** BEGIN **

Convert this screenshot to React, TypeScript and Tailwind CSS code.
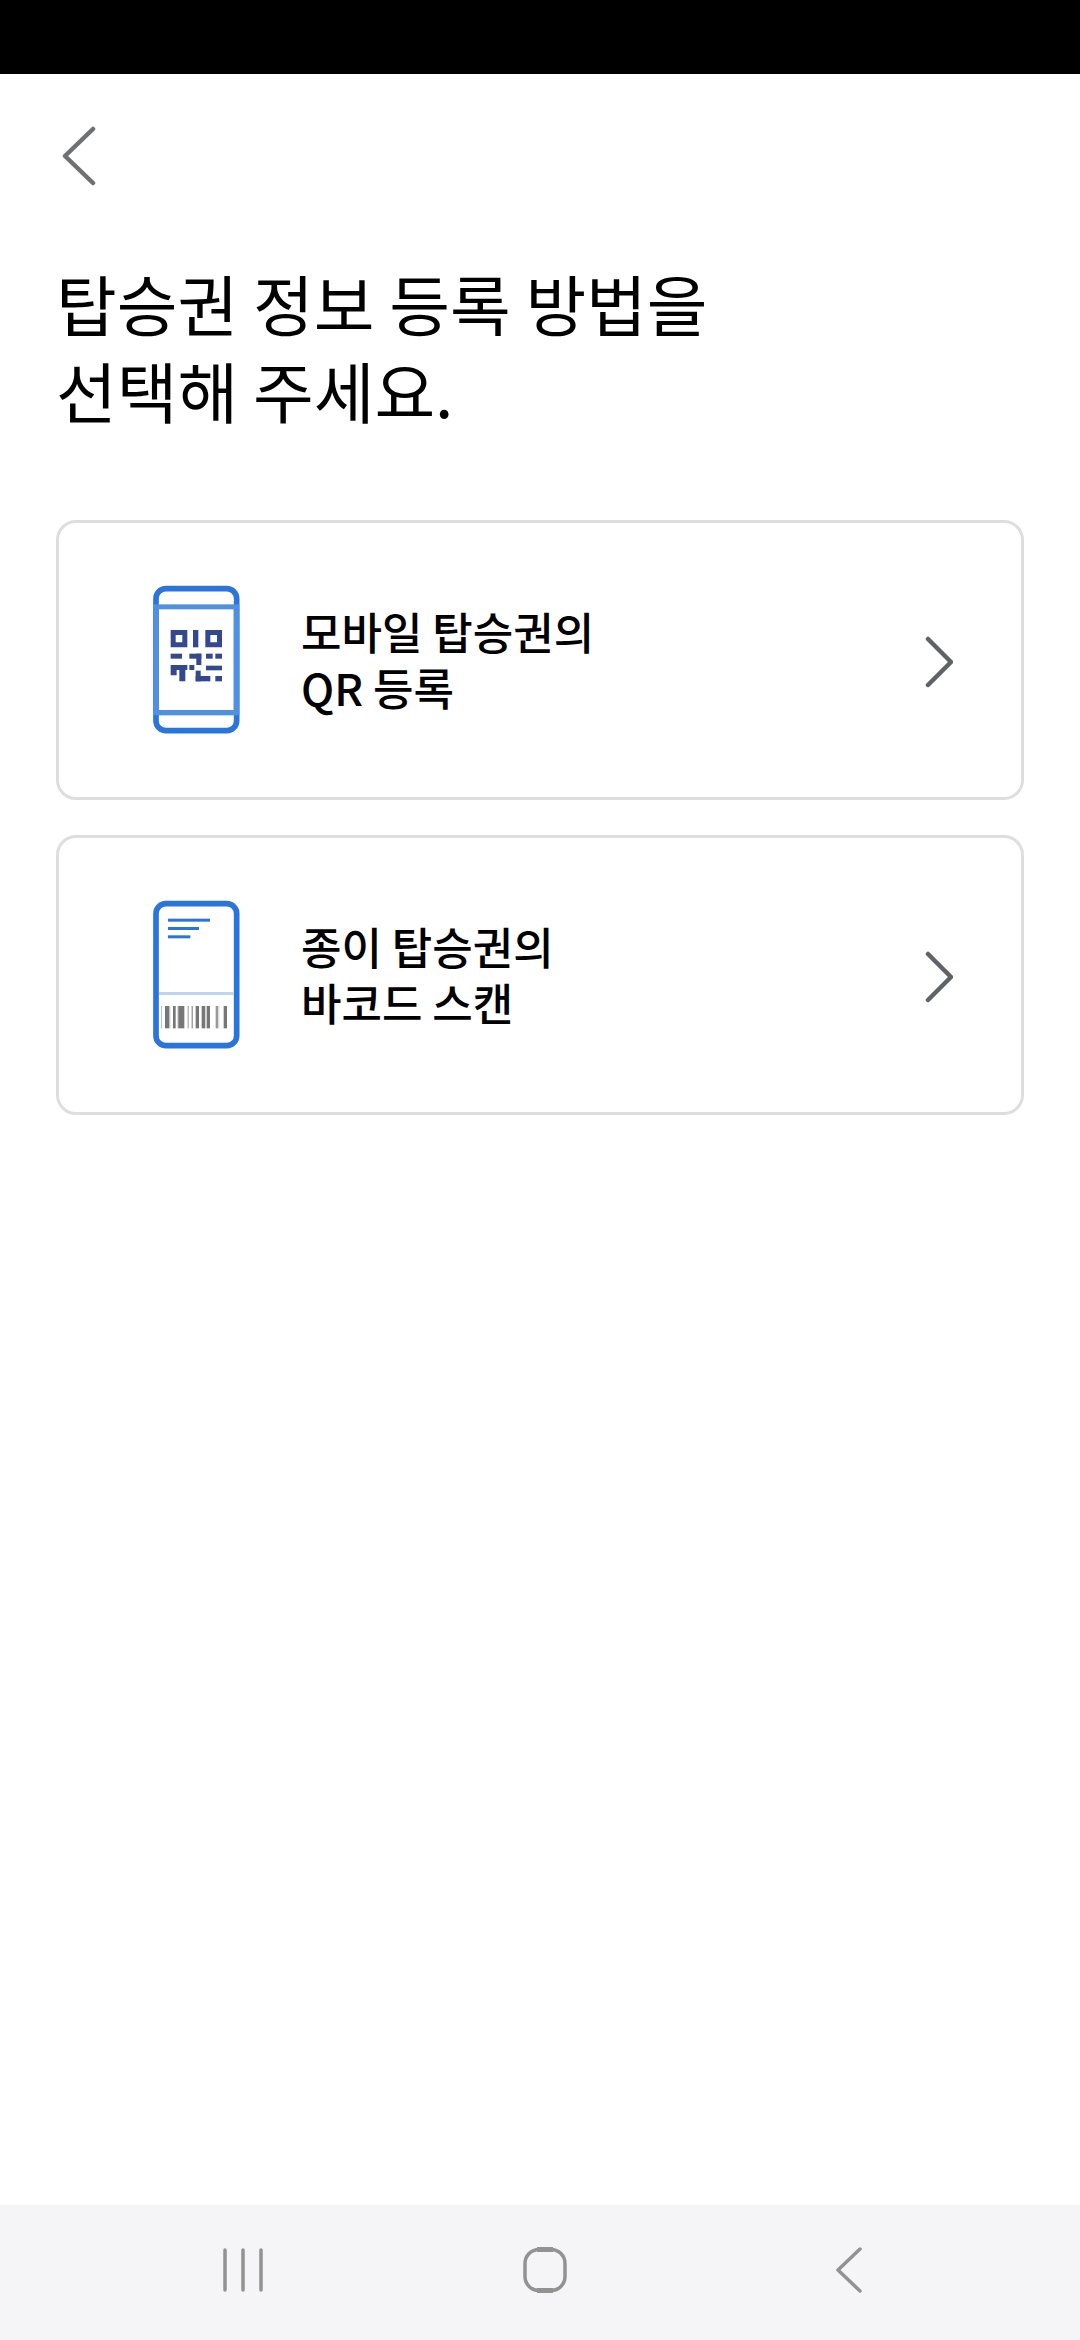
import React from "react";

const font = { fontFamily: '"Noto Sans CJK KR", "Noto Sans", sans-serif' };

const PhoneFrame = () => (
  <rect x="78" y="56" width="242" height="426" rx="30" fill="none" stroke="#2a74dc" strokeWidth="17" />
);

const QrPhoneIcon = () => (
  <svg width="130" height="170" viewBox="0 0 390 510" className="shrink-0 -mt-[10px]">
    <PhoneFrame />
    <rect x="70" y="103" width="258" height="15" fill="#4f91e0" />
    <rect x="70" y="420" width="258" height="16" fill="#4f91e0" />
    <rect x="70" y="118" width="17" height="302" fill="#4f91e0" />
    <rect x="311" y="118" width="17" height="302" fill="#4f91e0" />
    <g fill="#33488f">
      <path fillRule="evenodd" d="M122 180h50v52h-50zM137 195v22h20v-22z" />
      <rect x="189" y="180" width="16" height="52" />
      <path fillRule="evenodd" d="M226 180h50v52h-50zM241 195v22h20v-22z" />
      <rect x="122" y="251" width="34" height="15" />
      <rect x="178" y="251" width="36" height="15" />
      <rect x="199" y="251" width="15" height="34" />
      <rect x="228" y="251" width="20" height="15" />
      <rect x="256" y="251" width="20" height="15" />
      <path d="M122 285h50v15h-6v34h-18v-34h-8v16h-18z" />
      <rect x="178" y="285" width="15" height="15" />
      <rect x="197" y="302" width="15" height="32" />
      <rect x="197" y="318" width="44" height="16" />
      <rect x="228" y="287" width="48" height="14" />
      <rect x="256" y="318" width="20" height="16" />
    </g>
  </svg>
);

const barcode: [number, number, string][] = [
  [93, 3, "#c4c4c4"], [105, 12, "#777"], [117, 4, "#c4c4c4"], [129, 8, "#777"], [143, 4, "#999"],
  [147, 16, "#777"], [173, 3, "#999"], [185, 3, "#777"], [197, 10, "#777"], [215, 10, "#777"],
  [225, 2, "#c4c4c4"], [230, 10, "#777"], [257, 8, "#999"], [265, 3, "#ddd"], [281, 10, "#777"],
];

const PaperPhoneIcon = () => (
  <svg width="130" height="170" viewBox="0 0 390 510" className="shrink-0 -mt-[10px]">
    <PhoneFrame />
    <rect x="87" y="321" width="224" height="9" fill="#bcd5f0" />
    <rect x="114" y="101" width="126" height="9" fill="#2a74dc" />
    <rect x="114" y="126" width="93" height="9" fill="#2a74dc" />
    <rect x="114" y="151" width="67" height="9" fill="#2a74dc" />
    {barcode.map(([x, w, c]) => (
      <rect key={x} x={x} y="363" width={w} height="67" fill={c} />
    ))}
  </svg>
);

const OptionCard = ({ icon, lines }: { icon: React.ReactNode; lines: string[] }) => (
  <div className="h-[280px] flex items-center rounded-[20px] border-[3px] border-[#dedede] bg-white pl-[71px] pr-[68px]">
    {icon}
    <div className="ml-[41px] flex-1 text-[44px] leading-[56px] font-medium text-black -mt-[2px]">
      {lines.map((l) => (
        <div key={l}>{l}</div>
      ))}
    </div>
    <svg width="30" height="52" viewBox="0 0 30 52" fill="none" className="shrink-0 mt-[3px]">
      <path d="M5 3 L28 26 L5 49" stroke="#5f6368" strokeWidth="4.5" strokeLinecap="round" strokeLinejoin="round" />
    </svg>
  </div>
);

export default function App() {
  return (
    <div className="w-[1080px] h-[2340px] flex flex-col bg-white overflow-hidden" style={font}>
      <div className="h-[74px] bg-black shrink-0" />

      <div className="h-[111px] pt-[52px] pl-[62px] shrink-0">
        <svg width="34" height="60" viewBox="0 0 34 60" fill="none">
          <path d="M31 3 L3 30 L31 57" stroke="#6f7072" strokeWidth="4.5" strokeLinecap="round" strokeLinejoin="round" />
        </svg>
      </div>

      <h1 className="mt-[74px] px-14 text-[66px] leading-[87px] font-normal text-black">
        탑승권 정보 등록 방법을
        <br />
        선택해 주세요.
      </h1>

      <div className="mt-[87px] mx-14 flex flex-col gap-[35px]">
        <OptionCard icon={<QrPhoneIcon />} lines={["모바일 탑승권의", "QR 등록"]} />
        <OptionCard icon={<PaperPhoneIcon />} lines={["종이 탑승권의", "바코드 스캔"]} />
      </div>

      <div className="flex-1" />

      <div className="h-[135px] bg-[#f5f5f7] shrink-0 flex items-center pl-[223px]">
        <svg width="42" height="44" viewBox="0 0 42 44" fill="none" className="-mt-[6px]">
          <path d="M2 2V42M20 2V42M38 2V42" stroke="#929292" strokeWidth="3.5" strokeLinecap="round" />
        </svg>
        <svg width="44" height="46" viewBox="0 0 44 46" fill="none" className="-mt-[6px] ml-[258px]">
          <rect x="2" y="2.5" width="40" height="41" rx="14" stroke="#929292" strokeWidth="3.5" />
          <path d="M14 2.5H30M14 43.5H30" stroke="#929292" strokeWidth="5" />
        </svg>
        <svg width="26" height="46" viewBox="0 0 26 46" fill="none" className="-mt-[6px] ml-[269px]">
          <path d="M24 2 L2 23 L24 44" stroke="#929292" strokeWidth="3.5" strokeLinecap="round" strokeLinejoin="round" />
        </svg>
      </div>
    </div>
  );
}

** END **
** BEGIN **

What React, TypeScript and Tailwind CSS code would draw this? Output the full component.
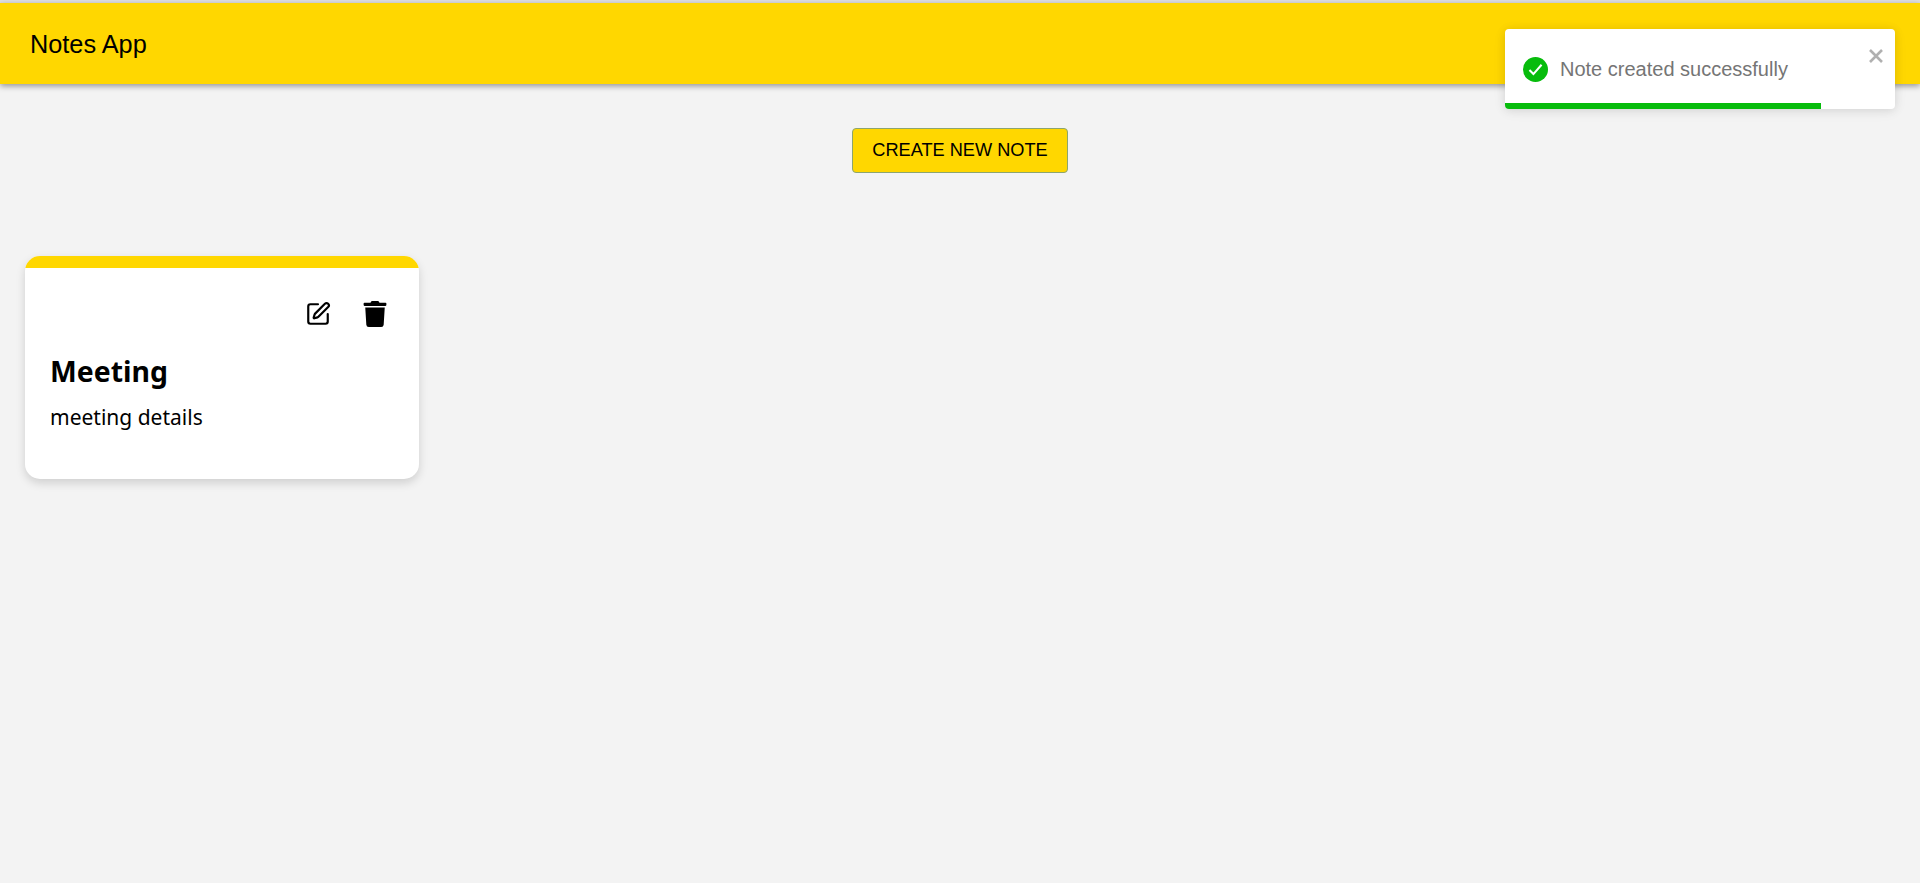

** END **

In the material above, show every line where the word "React" turns up.

Convert this screenshot to React, TypeScript and Tailwind CSS code.
import React from "react";
const OptionCard = ({ icon, lines }: { icon: React.ReactNode; lines: string[] }) => (
What React, TypeScript and Tailwind CSS code would draw this? Output the full component.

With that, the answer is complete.